The new study [Cohen 2019] shows a similar diagram and makes a similar point, using a completely separate dataset of 266 people in 73 families in Israel. But they also make two interesting arguments that we didn’t make in 2014, that bolster the case even further.
First, whereas the individuals in our 2014 dataset were from dozens of unrelated families across the U.S., Europe, and Australia, it is believed that all or nearly all E200K individuals in Israel are descdended from a single founder. The authors therefore argue that if anticipation were real, then age of onset should be dropping over time, so that cases diagnosed in 2015 should be younger than those in 1995, because people are on average one more generation removed from that original founder. Instead, when they plot age of onset versus year of onset, they find that age of onset is pretty steady over time. If anything, age of onset has gone up just slightly, probably because of better diagnosis of the disease in older individuals.
Second, they use sporadic prion disease patients as a sort of negative control — since these individuals have no mutation, there should be no opportunity for anticipation.
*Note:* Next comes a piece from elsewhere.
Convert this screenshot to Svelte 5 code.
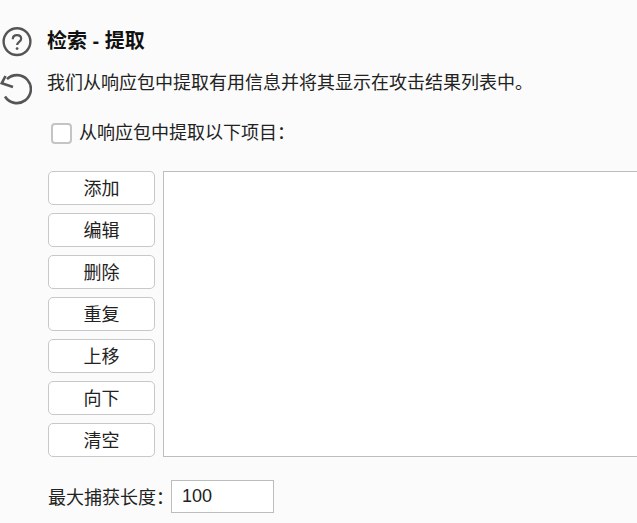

And yet, in sporadic prion disease patients in Israel, they find the same trends — the years of birth and ages of onset are inscribed within the same parallelogram, and the flat or just slightly increasing relationship between age of onset and year of onset is similar.
What does all this mean for patients? Age of onset is always a hard topic — the truth is that age of onset in genetic prion disease is highly variable and as far as we can tell, none of the usual factors seem to predict it, including family history [Minikel 2019]. There might be a large element of true randomness, which is hard to accept, because after testing positive for a mutation, no one feels lucky. But the good news is, at least age of onset is not getting younger over time or over generations, and there is no reason to expect that your onset will necessarily be younger than your mother’s or father’s was. But if that alone is not enough cause for optimism for you, don’t worry, it’s not enough for us either. Our quest for a cure races on.